The situation is never going to change if you refuse to consider the contributing factors - a stubborn child is hard to deal with, especially under resource restricted circumstances.

Denying that reality does nothing to improve either the child's or parent's behaviour or the manners in which each responds to the others.


I am parent and one of my kids is stubborn. (One of my friends described her as "prototype of stubbornness", it was really defining temperamental feature, and not just my observation.) Stubborn kid is not what causes abuse, commitment to absolute control over the kid does. There are definitely more difficult issues with kids then stubbornness.

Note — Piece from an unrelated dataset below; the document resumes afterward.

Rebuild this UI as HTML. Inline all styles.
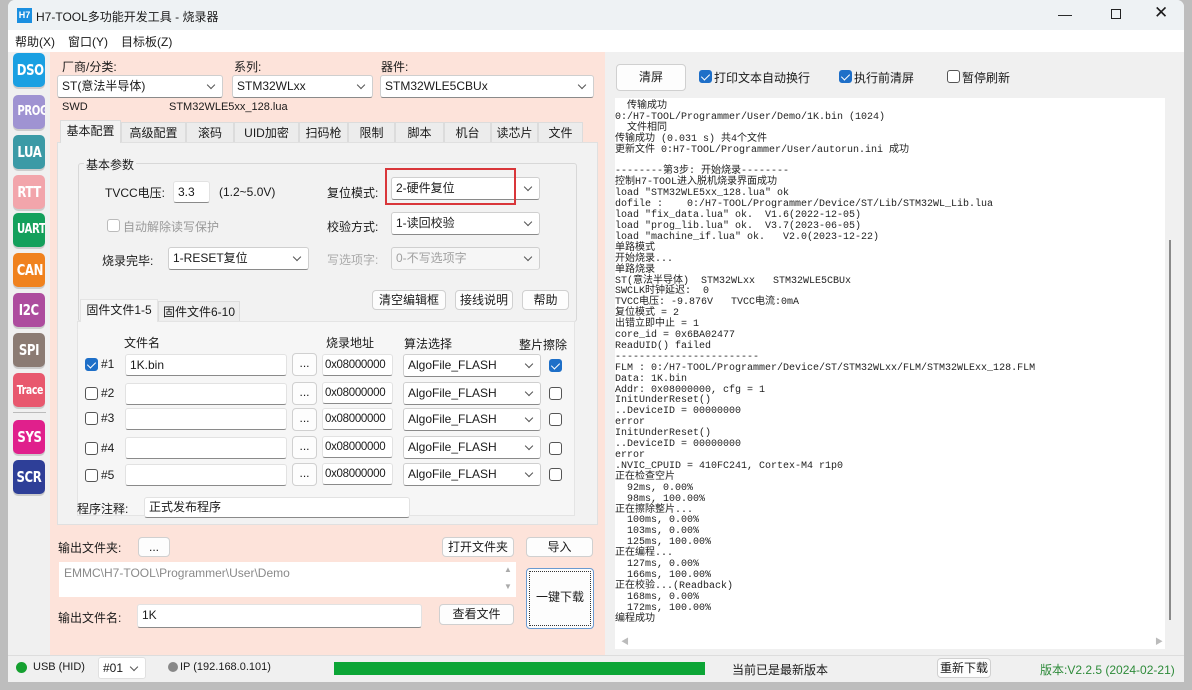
<!DOCTYPE html>
<html><head><meta charset="utf-8"><style>
*{box-sizing:border-box;margin:0;padding:0}
body{width:1192px;height:690px;background:#bdbdbd;font-family:"Liberation Sans","Noto Sans CJK SC",sans-serif;font-size:12px;color:#1a1a1a;position:relative;overflow:hidden}
.a{position:absolute}
.win{left:8px;top:0;width:1176px;height:682px;background:#f0f0f0;border-radius:7px 7px 0 0;overflow:hidden}
.combo{position:absolute;background:#fff;border:1px solid #cfcfcf;border-bottom:1px solid #8a8a8a;border-radius:3px;height:23px;line-height:21px;padding-left:4px;font-size:12px;white-space:nowrap}
.combo:after{content:"";position:absolute;right:8px;top:6px;width:5px;height:5px;border-right:1px solid #555;border-bottom:1px solid #555;transform:rotate(45deg)}
.dis{color:#a0a0a0;background:#f6f6f6;border-bottom-color:#ddd}
.inp{position:absolute;background:#fff;border:1px solid #e2e2e2;border-bottom:1px solid #8a8a8a;border-radius:3px;height:22px;line-height:20px;padding-left:4px;font-size:12px;white-space:nowrap;overflow:hidden}
.addr{padding-left:2px;font-size:11.5px;letter-spacing:-0.3px}
.btn{position:absolute;background:#fdfdfd;border:1px solid #d0d0d0;border-radius:4px;text-align:center;font-size:12px;height:20px;line-height:18px}
.cb{position:absolute;width:13px;height:13px;border:1px solid #555;border-radius:3px;background:#fff}
.cb.on{background:#1e6fc8;border-color:#1e6fc8}
.cb.on:after{content:"";position:absolute;left:3px;top:1px;width:4px;height:7px;border-right:1.5px solid #fff;border-bottom:1.5px solid #fff;transform:rotate(45deg)}
.ic{position:absolute;left:5px;width:32px;height:34px;border-radius:5px;color:#fff;font-weight:bold;font-family:"DejaVu Sans","Liberation Sans",sans-serif;font-size:15px;text-align:center;line-height:34px;box-shadow:0 2px 0 rgba(0,0,0,.15);overflow:hidden;white-space:nowrap}
.ic span{display:inline-block;transform:scaleX(.78);letter-spacing:-0.5px}
.tab{position:absolute;top:122px;height:20px;line-height:20px;text-align:center;background:#ececec;border:1px solid #dcdcdc;border-bottom:none;font-size:12px}
.log{position:absolute;left:615px;top:98px;width:550px;height:537px;background:#fff;font-family:"Liberation Mono","Noto Sans CJK SC",monospace;font-size:10px;line-height:10.9px;white-space:pre;color:#222;padding-top:4px;overflow:hidden}
</style></head><body>
<div class="a win">
<div class="a" style="left:0;top:0;width:1176px;height:30px;background:#eef2f4"></div>
<div class="a" style="left:9px;top:8px;width:15px;height:15px;background:#1a8fe0;color:#fff;font-size:9px;font-weight:bold;text-align:center;line-height:15px">H7</div>
<div class="a" style="left:28px;top:8px;font-size:12px">H7-TOOL多功能开发工具 - 烧录器</div>
<div class="a" style="left:1050px;top:6px;font-size:14px">—</div>
<div class="a" style="left:1103px;top:9px;width:10px;height:10px;border:1px solid #222"></div>
<div class="a" style="left:1146px;top:3px;font-size:17px">✕</div>
<div class="a" style="left:0;top:30px;width:1176px;height:22px;background:#fff"></div>
<div class="a" style="left:7px;top:33px">帮助(X)</div>
<div class="a" style="left:60px;top:33px">窗口(Y)</div>
<div class="a" style="left:113px;top:33px">目标板(Z)</div>
<div class="ic" style="top:53px;background:#1aa0e2"><span>DSO</span></div>
<div class="ic" style="top:95px;background:#9f93d2;font-size:13px"><span>PROG</span></div>
<div class="ic" style="top:135px;background:#3b9aa6"><span>LUA</span></div>
<div class="ic" style="top:175px;background:#f2a5ab"><span>RTT</span></div>
<div class="ic" style="top:213px;background:#14a05c;font-size:13px"><span>UART</span></div>
<div class="ic" style="top:253px;background:#f0821e"><span>CAN</span></div>
<div class="ic" style="top:293px;background:#ad4c9e"><span>I2C</span></div>
<div class="ic" style="top:333px;background:#8b7b73"><span>SPI</span></div>
<div class="ic" style="top:373px;background:#e8586e;font-size:12px"><span>Trace</span></div>
<div class="a" style="left:5px;top:412px;width:33px;height:1px;background:#bbb"></div>
<div class="ic" style="top:420px;background:#e0208c"><span>SYS</span></div>
<div class="ic" style="top:460px;background:#2e3f98"><span>SCR</span></div>
<div class="a" style="left:42px;top:52px;width:555px;height:603px;background:#fde3da"></div>
<div class="a" style="left:54px;top:58px">厂商/分类:</div>
<div class="a" style="left:226px;top:58px">系列:</div>
<div class="a" style="left:373px;top:58px">器件:</div>
<div class="combo" style="left:49px;top:75px;width:166px">ST(意法半导体)</div>
<div class="combo" style="left:224px;top:75px;width:141px">STM32WLxx</div>
<div class="combo" style="left:372px;top:75px;width:214px">STM32WLE5CBUx</div>
<div class="a" style="left:54px;top:101px;font-size:11px">SWD</div>
<div class="a" style="left:161px;top:101px;font-size:11px">STM32WLE5xx_128.lua</div>
<div class="a" style="left:49px;top:142px;width:541px;height:383px;background:#f2f2f2;border:1px solid #e0e0e0"></div>
<div class="tab" style="left:52px;width:61px;background:#f2f2f2;top:120px;height:23px">基本配置</div>
<div class="tab" style="left:113px;width:65px">高级配置</div>
<div class="tab" style="left:178px;width:48px">滚码</div>
<div class="tab" style="left:226px;width:65px">UID加密</div>
<div class="tab" style="left:291px;width:49px">扫码枪</div>
<div class="tab" style="left:340px;width:47px">限制</div>
<div class="tab" style="left:387px;width:49px">脚本</div>
<div class="tab" style="left:436px;width:47px">机台</div>
<div class="tab" style="left:483px;width:47px">读芯片</div>
<div class="tab" style="left:530px;width:45px">文件</div>
<div class="a" style="left:70px;top:163px;width:499px;height:159px;border:1px solid #d8d8d8;border-radius:3px"></div>
<div class="a" style="left:76px;top:156px;background:#f2f2f2;padding:0 2px">基本参数</div>
<div class="a" style="left:97px;top:184px">TVCC电压:</div>
<div class="inp" style="left:165px;top:181px;width:37px">3.3</div>
<div class="a" style="left:211px;top:185px">(1.2~5.0V)</div>
<div class="a" style="left:319px;top:184px">复位模式:</div>
<div class="combo" style="left:383px;top:177px;width:149px">2-硬件复位</div>
<div class="a" style="left:377px;top:168px;width:131px;height:37px;border:2px solid #d9363a"></div>
<div class="cb" style="left:99px;top:219px;border-color:#bbb"></div>
<div class="a" style="left:115px;top:218px;color:#9a9a9a">自动解除读写保护</div>
<div class="a" style="left:319px;top:218px">校验方式:</div>
<div class="combo" style="left:383px;top:212px;width:149px">1-读回校验</div>
<div class="a" style="left:94px;top:252px">烧录完毕:</div>
<div class="combo" style="left:160px;top:247px;width:141px">1-RESET复位</div>
<div class="a" style="left:319px;top:251px;color:#aaa">写选项字:</div>
<div class="combo dis" style="left:383px;top:247px;width:149px">0-不写选项字</div>
<div class="btn" style="left:364px;top:290px;width:74px">清空编辑框</div>
<div class="btn" style="left:447px;top:290px;width:58px">接线说明</div>
<div class="btn" style="left:514px;top:290px;width:47px">帮助</div>
<div class="a" style="left:69px;top:321px;width:498px;height:195px;background:#f6f6f6;border:1px solid #e4e4e4"></div>
<div class="tab" style="left:72px;top:299px;width:78px;height:23px;background:#f6f6f6;border-color:#e4e4e4">固件文件1-5</div>
<div class="tab" style="left:150px;top:301px;width:82px;background:#ededed">固件文件6-10</div>
<div class="a" style="left:116px;top:334px">文件名</div>
<div class="a" style="left:318px;top:334px">烧录地址</div>
<div class="a" style="left:396px;top:335px">算法选择</div>
<div class="a" style="left:511px;top:336px">整片擦除</div>
<div class="cb on" style="left:77px;top:358px"></div><div class="a" style="left:93px;top:357px">#1</div>
<div class="inp" style="left:117px;top:354px;width:162px">1K.bin</div>
<div class="btn" style="left:284px;top:353px;width:25px;height:23px">...</div>
<div class="inp addr" style="left:314px;top:354px;width:71px">0x08000000</div>
<div class="combo" style="left:395px;top:354px;width:138px">AlgoFile_FLASH</div>
<div class="cb on" style="left:541px;top:359px"></div>
<div class="cb" style="left:77px;top:387px"></div><div class="a" style="left:93px;top:386px">#2</div>
<div class="inp" style="left:117px;top:383px;width:162px"></div>
<div class="btn" style="left:284px;top:382px;width:25px;height:23px">...</div>
<div class="inp addr" style="left:314px;top:382px;width:71px">0x08000000</div>
<div class="combo" style="left:395px;top:382px;width:138px">AlgoFile_FLASH</div>
<div class="cb" style="left:541px;top:387px"></div>
<div class="cb" style="left:77px;top:412px"></div><div class="a" style="left:93px;top:411px">#3</div>
<div class="inp" style="left:117px;top:408px;width:162px"></div>
<div class="btn" style="left:284px;top:408px;width:25px;height:23px">...</div>
<div class="inp addr" style="left:314px;top:408px;width:71px">0x08000000</div>
<div class="combo" style="left:395px;top:408px;width:138px">AlgoFile_FLASH</div>
<div class="cb" style="left:541px;top:413px"></div>
<div class="cb" style="left:77px;top:442px"></div><div class="a" style="left:93px;top:441px">#4</div>
<div class="inp" style="left:117px;top:437px;width:162px"></div>
<div class="btn" style="left:284px;top:436px;width:25px;height:23px">...</div>
<div class="inp addr" style="left:314px;top:436px;width:71px">0x08000000</div>
<div class="combo" style="left:395px;top:436px;width:138px">AlgoFile_FLASH</div>
<div class="cb" style="left:541px;top:442px"></div>
<div class="cb" style="left:77px;top:469px"></div><div class="a" style="left:93px;top:468px">#5</div>
<div class="inp" style="left:117px;top:464px;width:162px"></div>
<div class="btn" style="left:284px;top:463px;width:25px;height:23px">...</div>
<div class="inp addr" style="left:314px;top:463px;width:71px">0x08000000</div>
<div class="combo" style="left:395px;top:463px;width:138px">AlgoFile_FLASH</div>
<div class="cb" style="left:541px;top:468px"></div>
<div class="a" style="left:69px;top:500px">程序注释:</div>
<div class="inp" style="left:136px;top:497px;width:266px;height:21px;line-height:19px">正式发布程序</div>
<div class="a" style="left:50px;top:539px">输出文件夹:</div>
<div class="btn" style="left:130px;top:537px;width:32px">...</div>
<div class="btn" style="left:434px;top:537px;width:72px">打开文件夹</div>
<div class="btn" style="left:518px;top:537px;width:67px">导入</div>
<div class="a" style="left:51px;top:562px;width:457px;height:35px;background:#fff;color:#8a8a8a;padding:4px 5px">EMMC\H7-TOOL\Programmer\User\Demo</div>
<div class="a" style="left:496px;top:565px;font-size:8px;color:#aaa">▲</div>
<div class="a" style="left:496px;top:582px;font-size:8px;color:#aaa">▼</div>
<div class="btn" style="left:518px;top:568px;width:68px;height:61px;line-height:57px;border:1px solid #6a9ad0;outline:1px dotted #333;outline-offset:-4px">一键下载</div>
<div class="a" style="left:50px;top:609px">输出文件名:</div>
<div class="inp" style="left:129px;top:604px;width:285px;height:24px">1K</div>
<div class="btn" style="left:431px;top:604px;width:75px;height:21px">查看文件</div>
<div class="btn" style="left:608px;top:64px;width:70px;height:27px;line-height:25px">清屏</div>
<div class="cb on" style="left:691px;top:70px"></div><div class="a" style="left:706px;top:69px">打印文本自动换行</div>
<div class="cb on" style="left:831px;top:70px"></div><div class="a" style="left:846px;top:69px">执行前清屏</div>
<div class="cb" style="left:939px;top:70px"></div><div class="a" style="left:954px;top:69px">暂停刷新</div>
<div class="log" style="left:607px">  传输成功
0:/H7-TOOL/Programmer/User/Demo/1K.bin (1024)
  文件相同
传输成功 (0.031 s) 共4个文件
更新文件 0:H7-TOOL/Programmer/User/autorun.ini 成功

--------第3步: 开始烧录--------
控制H7-TOOL进入脱机烧录界面成功
load "STM32WLE5xx_128.lua" ok
dofile :    0:/H7-TOOL/Programmer/Device/ST/Lib/STM32WL_Lib.lua
load "fix_data.lua" ok.  V1.6(2022-12-05)
load "prog_lib.lua" ok.  V3.7(2023-06-05)
load "machine_if.lua" ok.   V2.0(2023-12-22)
单路模式
开始烧录...
单路烧录
ST(意法半导体)  STM32WLxx   STM32WLE5CBUx
SWCLK时钟延迟:  0
TVCC电压: -9.876V   TVCC电流:0mA
复位模式 = 2
出错立即中止 = 1
core_id = 0x6BA02477
ReadUID() failed
------------------------
FLM : 0:/H7-TOOL/Programmer/Device/ST/STM32WLxx/FLM/STM32WLExx_128.FLM
Data: 1K.bin
Addr: 0x08000000, cfg = 1
InitUnderReset()
..DeviceID = 00000000
error
InitUnderReset()
..DeviceID = 00000000
error
.NVIC_CPUID = 410FC241, Cortex-M4 r1p0
正在检查空片
  92ms, 0.00%
  98ms, 100.00%
正在擦除整片...
  100ms, 0.00%
  103ms, 0.00%
  125ms, 100.00%
正在编程...
  127ms, 0.00%
  166ms, 100.00%
正在校验...(Readback)
  168ms, 0.00%
  172ms, 100.00%
编程成功</div>
<div class="a" style="left:1161px;top:240px;width:2px;height:380px;background:#8a8a8a"></div>
<div class="a" style="left:607px;top:635px;width:550px;height:14px;background:#fff"></div>
<div class="a" style="left:613px;top:636px;font-size:8px;color:#bbb">◀</div>
<div class="a" style="left:1147px;top:636px;font-size:8px;color:#bbb">▶</div>
<div class="a" style="left:0;top:655px;width:1176px;height:27px;background:#f0f0f0;border-top:1px solid #ddd"></div>
<div class="a" style="left:8px;top:662px;width:11px;height:11px;border-radius:50%;background:#15a030"></div>
<div class="a" style="left:25px;top:661px;font-size:11px">USB (HID)</div>
<div class="combo" style="left:90px;top:657px;width:48px;height:22px;line-height:20px;border-color:#e0e0e0">#01</div>
<div class="a" style="left:160px;top:662px;width:10px;height:10px;border-radius:50%;background:#888"></div>
<div class="a" style="left:172px;top:661px;font-size:11px">IP (192.168.0.101)</div>
<div class="a" style="left:326px;top:662px;width:371px;height:13px;background:#0ca536"></div>
<div class="a" style="left:724px;top:661px">当前已是最新版本</div>
<div class="btn" style="left:929px;top:658px;width:54px">重新下载</div>
<div class="a" style="left:1032px;top:661px;color:#2e8b3a">版本:V2.2.5 (2024-02-21)</div>
</div>
</body></html>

And that is the issue with this argument - perfectly normal kids gets treated badly and blamed for perfectly normal behavior. Yes, kids with issues end up being abused more often, but you do not even describe yourself having adhd or autism or some other hard issue.

-------------------

When I became parent, I became less tolerant of these "maybe the kid was just too hard". Because, I realized that decision between abuse or not is fairly often conscious choice. Adults say hurtful things to manipulate kids into what they want or to vent their emotions. They know full well what they are doing, they just think they are entitled to do it. Or they genuinely think that the kid is not entitled better treatment and deserves it.

It is not always inability to do otherwise in technical sense. It is unwillingness to do so and sense that it is just to hurt the kid.

When I became parent, I gained some insight into some of what my mom did. More understanding did not lead to "parents were actually right I see now" nonsense. I became retroactively angry, because I realized how much of "bad stuff" was knowing and intentional. (It was not even abuse, nothing that bad. More of, stuff like insulting me to manipulate me into something. That sort of more minor stuff. But still, conscious.)


i think you are talking about very different experiences. neither can be generalized. and accepting that the parents had a weakness that led to their treatment doesn't mean that they were right. you can be wrong but still be unable to do it right.